How do we change this? Well, as outlined in the Sendai Framework for Disaster Risk Reduction, we need to shift from managing disasters to preventing disasters by better managing existing risks.

The first thing we need to understand is that climate change is the major driver of risk, and it amplifies disaster losses. And then, to reduce disaster losses we need to understand where those losses come from in the first place.

A recent analysis of economic losses reported for major disaster events over a twenty-year period from 1998 to 2017 found that 91% of all 7,255 recorded events were climate-related disasters involving significant loss of life. That’s a doubling of extreme weather events compared with the previous twenty years. All of us should be looking at these findings with the terror they deserve.

Worryingly, more than 60% of these events recorded in the EM-DAT global emergency events database, contain no economic data- none whatsoever. This seems an extraordinary oversight.
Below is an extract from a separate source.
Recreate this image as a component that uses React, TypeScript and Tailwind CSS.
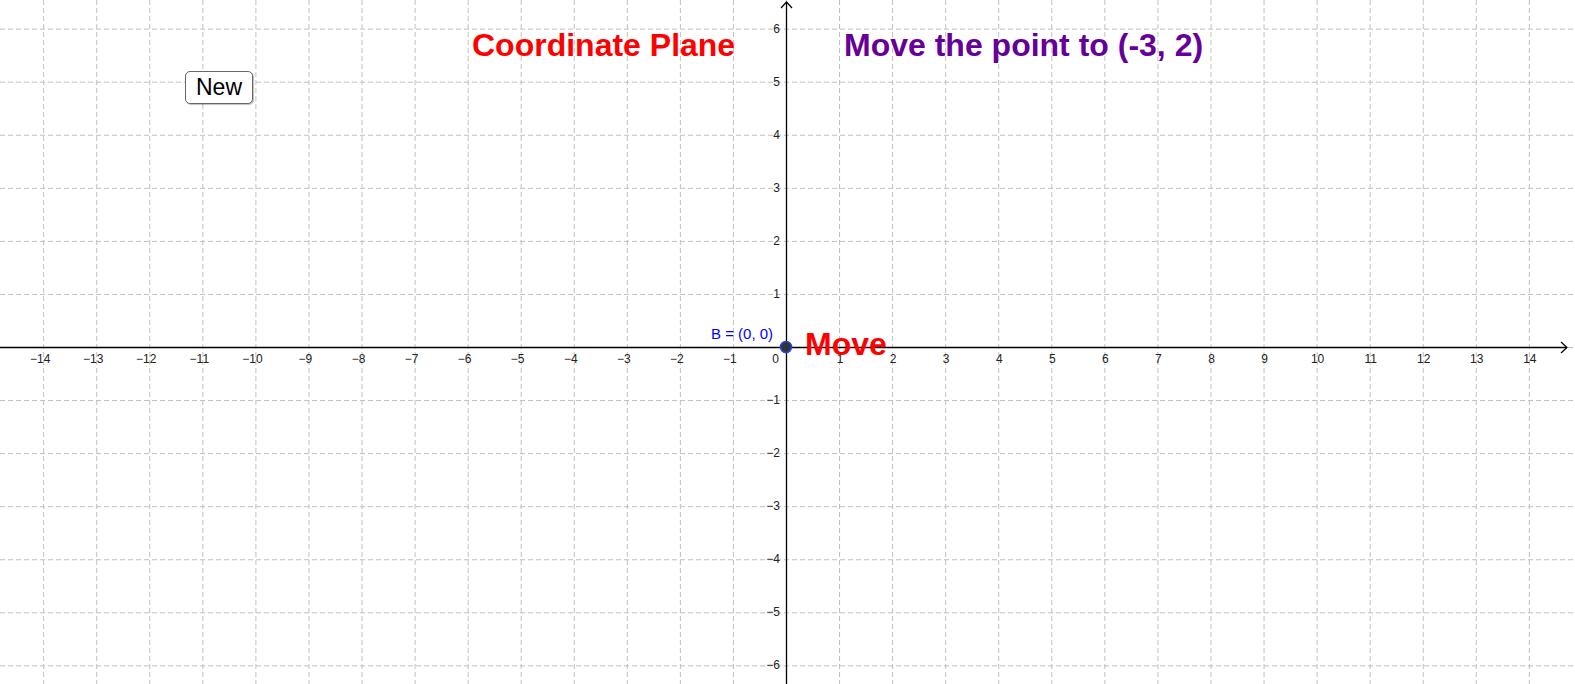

The situation is particularly acute in low- and middle-income countries in Africa which are suffering the most from climate change and often lack the resources to strengthen their risk governance.

The UN Office for Disaster Risk Reduction is doing something about this: helping UN Member States to create national disaster loss data bases which establish baselines for measuring progress on reducing disaster losses.

This improved data can then support the mainstreaming of disaster risk and climate risk in investment decision making and support early, pre-emptive action.

UNDRR is also supporting governments to not only know more about their country’s situation but plan better. The Sendai Framework includes a target to have national and local strategies for disaster risk reduction in place by next year. Countries are not on track to do this.

Why is this?

We know very well that governments are working to meet commitments related to three major frameworks: Sendai, the Paris Agreement and the Sustainable Development Goals. This places a huge burden on countries with limited funds and over-stretched civil service.

So what we’ll be saying to UN partners and governments at the Climate Action Summit, is that we think there’s a clear need to bring together disaster risk reduction, climate change mitigation and adaptation and development. All three are interdependent. And just as risk is more and more systemic, so too must our approach be in dealing with it.

And surely, this is what the multi-lateral system is for: to bring coherence and coordination to crowded spaces

For many low- and middle-income countries particularly, there is a clear incentive to bring together National Climate Action Plans, Nationally Determined Contributions and National DRR strategies. This avoids duplication of effort and reduces pressure on scarce government resources.

If we are asking countries and the private sector to step up to the plate and reduce greenhouse gases, fundamentally examine how and where they make profit, what impact development has on the societies consumed by it, then we- as international actors- must also step up.

We’ve seen how critical this is in the last few months. The SG drew our attention to several examples.

The fact is, that as risk grows, our world is shrinking.

One vivid example from recent weeks is the environmental disaster unfolding in the Amazon rain forest where the man-made destruction of the habitat is having dire consequences on our capacity to capture carbon and release oxygen - globally.

We must mirror the interconnectedness of our global natural environmental with an interconnected response.

Part of the process of adapting to future climate scenarios, requires progress in several other areas including eradication of poverty, investing in resilient infrastructure, early warning systems and engaging civil society fully in these efforts. It is especially important to engage those segments of the population whose needs are often overlooked and so making them even more vulnerable to the impacts of climate change.

The urgency is evident, self-explanatory and undeniable. It demands much greater ambition around the speed and magnitude of the changes the global community needs to make; changes that must be proportionate to the scale of threat.

It would be easy to despair, but I believe the UN Climate Action Summit call to action: a race we must win, a race we can win, has got it right.